Alternatively, if Bond is deemed to have a contingent claim against the Debtor which matures if and when he pays the judgment to ACB, this Court will adopt the reasoning of Aerco Metals and C-L Cartage which hold that even if the transfer constituted a preferential transfer for purposes of Section 547(b), it would be inequitable to allow recovery to the Debtor under Section 550 where the initial transferee is not an insider and where payments to it were not made within ninety (90) days of filing. In re C-L Cartage Co., supra at 934; In re Aerco Metals, Inc., supra at 82; In re Mercon Industries, Inc., supra at 552-553; 4 Collier on Bankruptcy ¶ 550.02 at 550-8 (15th ed. 1988).
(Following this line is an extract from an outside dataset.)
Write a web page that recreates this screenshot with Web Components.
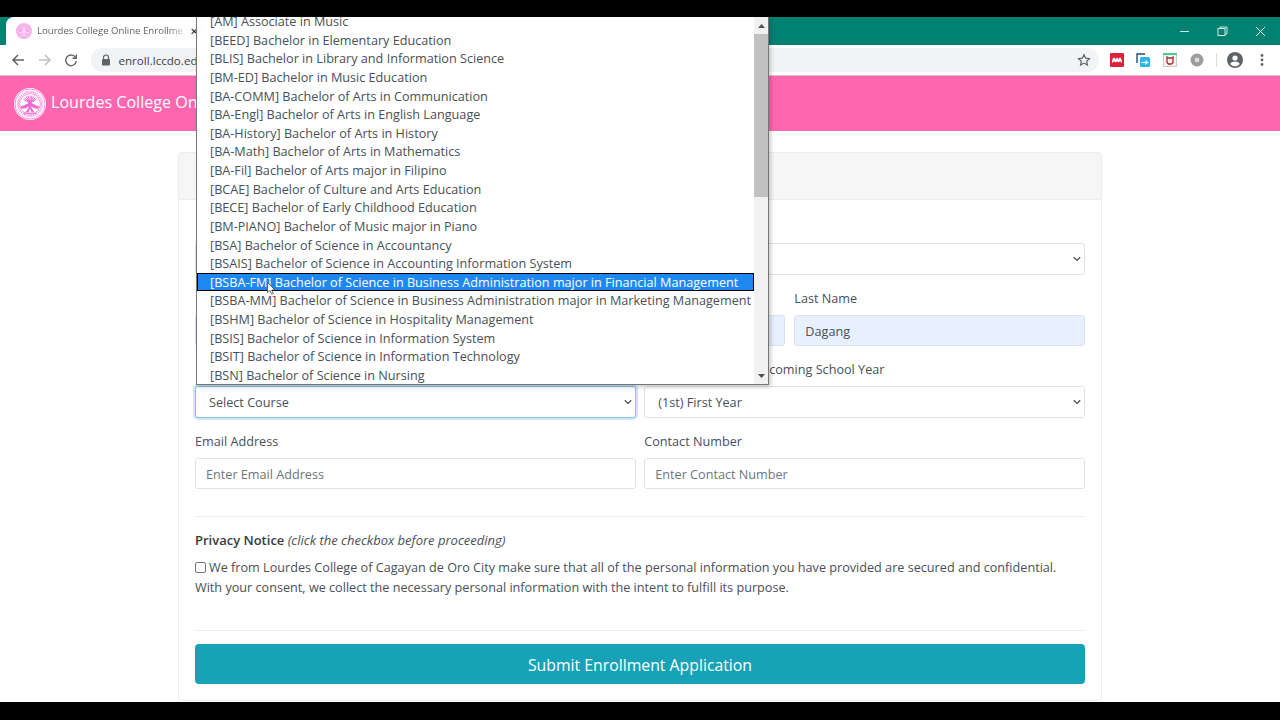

For all the reasons stated in this Opinion, the Court holds that the post-judgment garnishments by ACB of the depository banks do not constitute avoidable preferences which are recoverable by the Debtor under Sections 547 and 550 of the Bankruptcy Code.

Pursuant to Bankruptcy Rule 7052, this Opinion shall constitute the findings of fact and conclusions of law by the Court. A take nothing judgment in favor of ACB will be rendered contemporaneously herewith.

NOTES

[1] 11 U.S.C. §§ 547 & 550 (1982 & Supp. IV 1986). Title 11 is generally referred to herein as the Bankruptcy Code.

[2] See 11 U.S.C. § 1107(a) (1982 & Supp. IV 1986), which empowers the debtor in possession to perform the functions and duties of a trustee, with certain exceptions not here relevant.

[3] See also Goldberger v. Davis Jay Corregated Box Corp. (In re Mercon Industries, Inc.), 37 B.R. 549 (Bankr.E.D.Pa.1984); Backhus v. Central Trust Co., N.A. (In re Duccilli Formal Wear, Inc.), 24 B.R. 699 (Bankr.S.D.Ohio 1982); Bakst v. Schilling (In re Cove Patio Corp.), 19 B.R. 843 (Bankr.S.D.Fla.1982); and Seeley v. Church Bldgs. and Interiors, Inc. (In re Church Bldgs. and Interiors, Inc.), 14 B.R. 128 (Bankr.W.D. Okla.1981).